A frame cannot inherit the parent application’s cascading style sheets, design tokens, or motion guidelines because it loads a fully isolated document. Developers often learn this when they try to restyle fonts or colors and discover that each variable must be overridden inside the child page. Any update to the design system then requires duplicated work, and dark mode or accessibility changes appear mismatched between the shell and the dashboard.
What makes using iframes a security concern for dashboards?
An iframe operates in a separate browsing context, which opens doors for clickjacking, cross site scripting, and hidden form attacks. Google engineers tackled the problem by moving every remote frame into its own renderer process for extra isolation, but that step alone does not stop social engineering tricks that mask malicious input fields inside the frame. Removing the separate document eliminates that threat class and allows a single origin policy to protect both the app shell and the charts.
How does Embeddable eliminate iframe-related issues?

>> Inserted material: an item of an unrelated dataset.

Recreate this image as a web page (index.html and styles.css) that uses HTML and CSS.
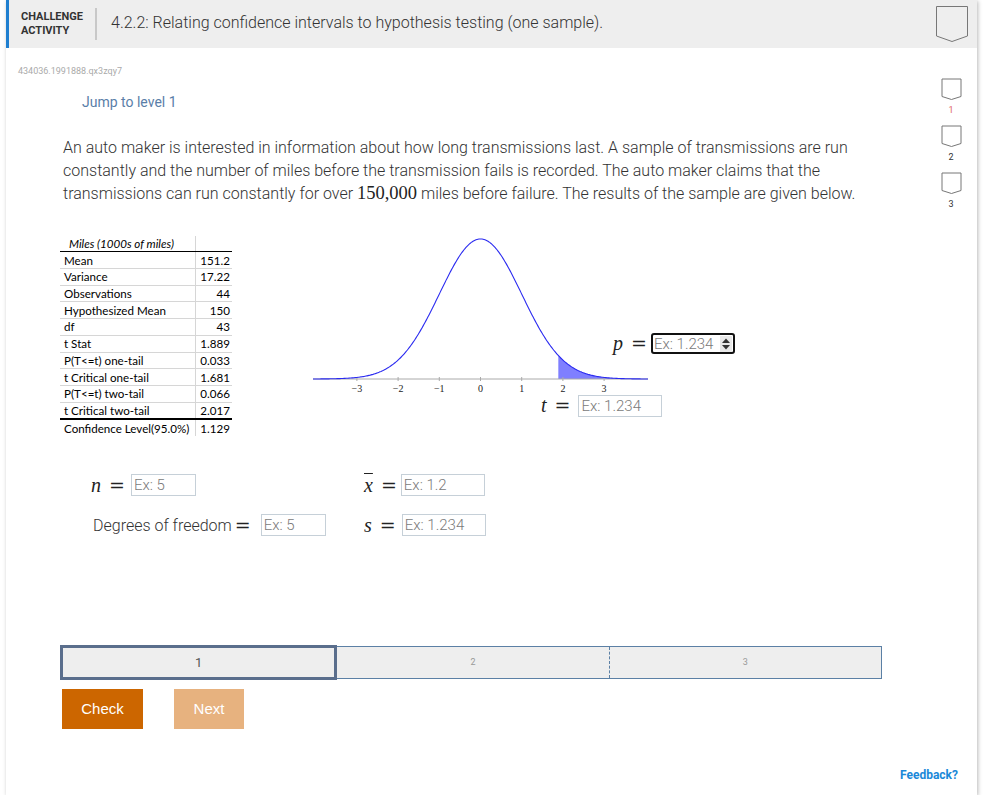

Embeddable mounts charts, tables, and ad hoc queries directly in the host document using native React/Vue embeds or web components, so analytics respect the app’s style variables and respond to the same router, store, and context that power the rest of the interface. Product comparisons highlight sub-second load times and two-way interaction without separate processes, because the SDK renders in the same JavaScript runtime and avoids the memory penalty seen with frame isolation. By dropping the frame boundary, Embeddable also inherits the host’s authentication flow, enables full observability in a single trace, and lets designers adjust colors or spacing once for the whole product.